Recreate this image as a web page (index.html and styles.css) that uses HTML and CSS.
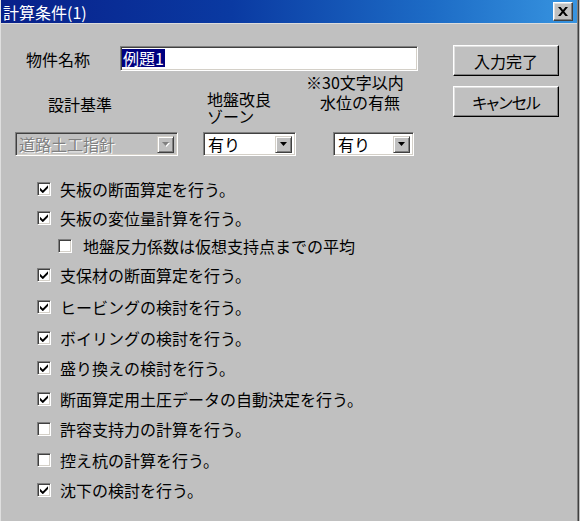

---

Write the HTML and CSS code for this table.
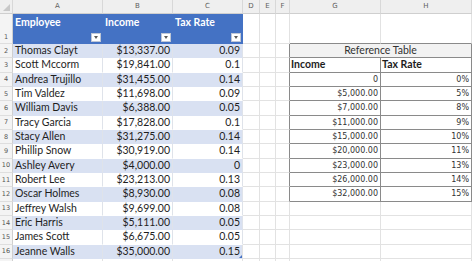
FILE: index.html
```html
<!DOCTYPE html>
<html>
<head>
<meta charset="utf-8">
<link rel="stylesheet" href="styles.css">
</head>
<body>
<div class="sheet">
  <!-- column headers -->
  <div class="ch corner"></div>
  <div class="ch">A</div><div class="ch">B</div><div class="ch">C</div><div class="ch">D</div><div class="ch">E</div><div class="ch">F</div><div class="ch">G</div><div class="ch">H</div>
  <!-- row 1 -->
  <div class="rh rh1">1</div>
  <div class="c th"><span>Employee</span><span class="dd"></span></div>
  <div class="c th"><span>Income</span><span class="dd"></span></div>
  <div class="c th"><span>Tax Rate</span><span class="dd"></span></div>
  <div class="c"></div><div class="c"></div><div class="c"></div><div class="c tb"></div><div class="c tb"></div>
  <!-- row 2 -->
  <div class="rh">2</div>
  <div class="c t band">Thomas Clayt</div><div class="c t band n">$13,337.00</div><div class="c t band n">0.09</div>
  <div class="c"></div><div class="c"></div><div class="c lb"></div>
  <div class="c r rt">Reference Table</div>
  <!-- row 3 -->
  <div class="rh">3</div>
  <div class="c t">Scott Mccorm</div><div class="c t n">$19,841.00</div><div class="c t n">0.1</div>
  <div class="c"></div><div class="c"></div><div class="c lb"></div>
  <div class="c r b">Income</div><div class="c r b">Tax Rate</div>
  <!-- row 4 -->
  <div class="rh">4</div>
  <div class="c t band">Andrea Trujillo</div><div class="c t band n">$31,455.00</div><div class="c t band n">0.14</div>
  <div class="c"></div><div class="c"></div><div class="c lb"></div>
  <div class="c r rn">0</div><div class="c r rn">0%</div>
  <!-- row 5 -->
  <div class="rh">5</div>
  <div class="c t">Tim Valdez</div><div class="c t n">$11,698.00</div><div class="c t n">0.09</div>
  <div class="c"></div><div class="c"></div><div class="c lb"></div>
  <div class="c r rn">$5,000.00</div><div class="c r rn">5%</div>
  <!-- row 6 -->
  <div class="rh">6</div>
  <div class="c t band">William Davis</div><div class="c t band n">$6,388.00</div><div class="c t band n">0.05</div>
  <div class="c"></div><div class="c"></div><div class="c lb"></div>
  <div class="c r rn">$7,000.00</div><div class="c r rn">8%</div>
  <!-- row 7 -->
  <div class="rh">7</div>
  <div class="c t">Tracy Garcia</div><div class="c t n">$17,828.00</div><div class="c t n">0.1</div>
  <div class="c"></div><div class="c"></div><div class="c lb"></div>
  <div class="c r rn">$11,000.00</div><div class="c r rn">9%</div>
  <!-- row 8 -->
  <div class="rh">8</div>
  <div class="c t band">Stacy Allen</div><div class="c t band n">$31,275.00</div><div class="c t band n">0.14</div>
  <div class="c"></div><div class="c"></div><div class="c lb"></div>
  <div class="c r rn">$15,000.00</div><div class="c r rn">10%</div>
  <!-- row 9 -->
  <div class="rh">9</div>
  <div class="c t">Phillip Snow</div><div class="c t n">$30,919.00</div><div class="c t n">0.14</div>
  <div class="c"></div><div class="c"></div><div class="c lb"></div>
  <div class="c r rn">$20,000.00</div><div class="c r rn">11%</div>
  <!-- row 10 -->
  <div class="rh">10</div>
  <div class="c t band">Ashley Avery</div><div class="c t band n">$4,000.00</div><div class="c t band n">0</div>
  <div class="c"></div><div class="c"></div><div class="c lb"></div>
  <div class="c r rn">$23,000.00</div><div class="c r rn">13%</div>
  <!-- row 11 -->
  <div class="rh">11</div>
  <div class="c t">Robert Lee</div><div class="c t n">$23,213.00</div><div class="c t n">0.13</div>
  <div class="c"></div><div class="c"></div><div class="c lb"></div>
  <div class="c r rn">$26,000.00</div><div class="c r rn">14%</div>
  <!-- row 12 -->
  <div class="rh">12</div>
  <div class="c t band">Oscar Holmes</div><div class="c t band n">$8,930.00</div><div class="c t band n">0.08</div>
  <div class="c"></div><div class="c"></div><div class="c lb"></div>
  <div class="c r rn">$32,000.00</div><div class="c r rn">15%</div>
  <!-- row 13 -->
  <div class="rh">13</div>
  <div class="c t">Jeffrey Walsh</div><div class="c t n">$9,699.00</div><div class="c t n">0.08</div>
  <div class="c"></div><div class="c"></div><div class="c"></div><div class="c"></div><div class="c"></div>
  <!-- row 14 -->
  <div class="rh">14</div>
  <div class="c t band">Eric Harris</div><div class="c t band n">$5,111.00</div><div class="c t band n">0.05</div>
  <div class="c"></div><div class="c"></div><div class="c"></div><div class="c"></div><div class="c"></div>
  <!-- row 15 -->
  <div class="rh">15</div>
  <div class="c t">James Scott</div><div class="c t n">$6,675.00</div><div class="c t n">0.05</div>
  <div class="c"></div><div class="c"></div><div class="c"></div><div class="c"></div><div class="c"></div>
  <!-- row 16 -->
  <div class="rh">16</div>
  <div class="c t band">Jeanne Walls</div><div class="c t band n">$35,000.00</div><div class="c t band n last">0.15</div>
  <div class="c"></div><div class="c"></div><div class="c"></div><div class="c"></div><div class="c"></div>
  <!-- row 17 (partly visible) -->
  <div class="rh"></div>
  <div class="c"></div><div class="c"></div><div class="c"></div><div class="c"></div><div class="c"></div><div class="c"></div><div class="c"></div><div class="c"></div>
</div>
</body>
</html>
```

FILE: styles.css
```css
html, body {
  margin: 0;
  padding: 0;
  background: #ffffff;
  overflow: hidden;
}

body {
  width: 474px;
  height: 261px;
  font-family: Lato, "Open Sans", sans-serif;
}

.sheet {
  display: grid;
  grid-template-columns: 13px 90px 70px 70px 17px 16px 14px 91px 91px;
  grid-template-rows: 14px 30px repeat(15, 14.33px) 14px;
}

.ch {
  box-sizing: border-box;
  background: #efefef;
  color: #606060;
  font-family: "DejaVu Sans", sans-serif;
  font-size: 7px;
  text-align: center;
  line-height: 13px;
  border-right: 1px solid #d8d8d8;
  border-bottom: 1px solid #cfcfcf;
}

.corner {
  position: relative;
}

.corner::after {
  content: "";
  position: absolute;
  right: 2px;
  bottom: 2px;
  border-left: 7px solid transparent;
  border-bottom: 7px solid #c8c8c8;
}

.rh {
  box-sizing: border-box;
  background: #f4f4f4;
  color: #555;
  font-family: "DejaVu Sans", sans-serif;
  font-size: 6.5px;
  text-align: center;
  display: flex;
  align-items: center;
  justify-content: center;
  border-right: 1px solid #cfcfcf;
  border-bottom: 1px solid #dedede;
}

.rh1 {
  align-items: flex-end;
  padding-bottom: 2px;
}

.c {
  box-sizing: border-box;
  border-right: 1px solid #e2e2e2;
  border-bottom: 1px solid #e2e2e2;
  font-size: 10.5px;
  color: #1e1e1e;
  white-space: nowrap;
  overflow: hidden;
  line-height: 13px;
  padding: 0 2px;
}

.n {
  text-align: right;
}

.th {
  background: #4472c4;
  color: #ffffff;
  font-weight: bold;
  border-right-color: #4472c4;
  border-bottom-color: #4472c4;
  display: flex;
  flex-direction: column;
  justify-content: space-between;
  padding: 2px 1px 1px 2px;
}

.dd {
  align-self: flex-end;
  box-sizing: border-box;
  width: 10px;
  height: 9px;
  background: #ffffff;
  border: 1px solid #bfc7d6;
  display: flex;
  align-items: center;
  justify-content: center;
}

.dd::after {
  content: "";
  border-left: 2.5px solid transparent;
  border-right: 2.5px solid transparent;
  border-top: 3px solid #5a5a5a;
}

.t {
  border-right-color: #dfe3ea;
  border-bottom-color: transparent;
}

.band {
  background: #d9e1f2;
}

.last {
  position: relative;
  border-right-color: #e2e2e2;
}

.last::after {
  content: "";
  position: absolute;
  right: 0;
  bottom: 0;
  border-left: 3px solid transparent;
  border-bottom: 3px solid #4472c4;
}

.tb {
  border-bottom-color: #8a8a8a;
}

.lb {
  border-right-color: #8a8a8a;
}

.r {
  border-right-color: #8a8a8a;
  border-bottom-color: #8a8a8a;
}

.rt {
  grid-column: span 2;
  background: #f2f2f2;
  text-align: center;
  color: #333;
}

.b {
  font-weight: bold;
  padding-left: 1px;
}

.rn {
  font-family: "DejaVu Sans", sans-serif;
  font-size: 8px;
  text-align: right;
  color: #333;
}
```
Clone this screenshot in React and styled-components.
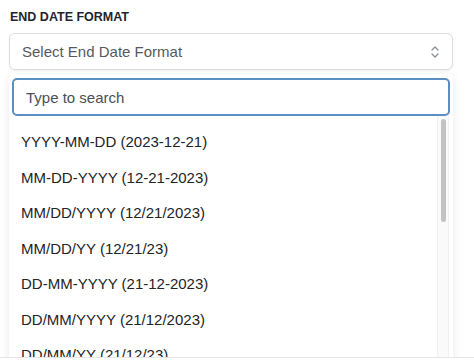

==

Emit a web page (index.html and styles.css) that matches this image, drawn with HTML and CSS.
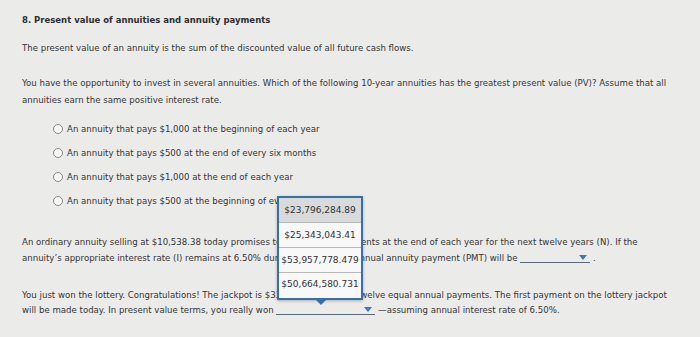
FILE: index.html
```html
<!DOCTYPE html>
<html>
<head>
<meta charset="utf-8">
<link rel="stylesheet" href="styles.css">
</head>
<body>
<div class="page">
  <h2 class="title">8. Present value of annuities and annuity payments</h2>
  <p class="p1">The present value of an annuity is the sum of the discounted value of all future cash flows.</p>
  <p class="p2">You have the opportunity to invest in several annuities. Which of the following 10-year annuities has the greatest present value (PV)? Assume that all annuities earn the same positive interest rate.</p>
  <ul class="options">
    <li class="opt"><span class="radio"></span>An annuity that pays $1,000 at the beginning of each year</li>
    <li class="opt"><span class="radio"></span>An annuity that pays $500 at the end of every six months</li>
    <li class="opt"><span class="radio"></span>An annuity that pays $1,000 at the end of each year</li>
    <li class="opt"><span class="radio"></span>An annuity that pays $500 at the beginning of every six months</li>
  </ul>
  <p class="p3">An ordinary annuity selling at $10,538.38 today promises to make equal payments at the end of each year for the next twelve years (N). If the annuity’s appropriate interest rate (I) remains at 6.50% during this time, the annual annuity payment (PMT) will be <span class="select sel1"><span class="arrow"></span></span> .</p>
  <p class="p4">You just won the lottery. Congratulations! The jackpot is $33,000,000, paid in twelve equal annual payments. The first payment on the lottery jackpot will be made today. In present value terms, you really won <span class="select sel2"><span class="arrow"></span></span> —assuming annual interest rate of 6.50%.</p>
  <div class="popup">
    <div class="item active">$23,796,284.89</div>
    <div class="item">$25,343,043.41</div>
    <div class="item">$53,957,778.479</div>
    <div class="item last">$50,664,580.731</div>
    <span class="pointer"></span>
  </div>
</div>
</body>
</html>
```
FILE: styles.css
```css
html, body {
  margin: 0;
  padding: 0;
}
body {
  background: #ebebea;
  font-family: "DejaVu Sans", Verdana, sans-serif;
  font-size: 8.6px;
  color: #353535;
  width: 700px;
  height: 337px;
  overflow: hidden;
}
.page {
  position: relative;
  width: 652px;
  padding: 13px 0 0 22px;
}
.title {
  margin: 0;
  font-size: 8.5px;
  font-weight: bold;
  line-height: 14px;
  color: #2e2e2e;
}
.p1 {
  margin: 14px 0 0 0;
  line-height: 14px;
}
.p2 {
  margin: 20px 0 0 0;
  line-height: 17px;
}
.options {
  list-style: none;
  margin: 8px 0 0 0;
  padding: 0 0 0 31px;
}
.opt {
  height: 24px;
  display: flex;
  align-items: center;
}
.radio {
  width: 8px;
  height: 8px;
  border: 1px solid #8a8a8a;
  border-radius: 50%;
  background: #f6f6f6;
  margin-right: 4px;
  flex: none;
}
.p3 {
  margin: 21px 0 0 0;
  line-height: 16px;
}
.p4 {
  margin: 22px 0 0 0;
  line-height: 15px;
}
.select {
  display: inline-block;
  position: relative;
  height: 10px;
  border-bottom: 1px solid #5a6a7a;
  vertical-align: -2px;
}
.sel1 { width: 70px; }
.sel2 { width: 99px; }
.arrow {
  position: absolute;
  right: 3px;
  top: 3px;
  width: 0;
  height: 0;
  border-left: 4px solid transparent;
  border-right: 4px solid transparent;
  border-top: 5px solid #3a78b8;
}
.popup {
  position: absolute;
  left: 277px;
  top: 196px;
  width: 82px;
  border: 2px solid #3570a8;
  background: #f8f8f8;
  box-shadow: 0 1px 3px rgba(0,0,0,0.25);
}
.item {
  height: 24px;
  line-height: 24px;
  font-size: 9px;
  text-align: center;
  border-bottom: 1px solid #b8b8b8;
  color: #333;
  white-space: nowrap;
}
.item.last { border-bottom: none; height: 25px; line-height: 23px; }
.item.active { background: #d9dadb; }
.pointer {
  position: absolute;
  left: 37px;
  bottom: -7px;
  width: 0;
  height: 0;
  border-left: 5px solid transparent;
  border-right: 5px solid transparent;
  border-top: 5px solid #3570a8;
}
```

▶ Given instruction: How many lines in these entries contain the string "this"? State the number and nothing more.

▶ Written answer: 5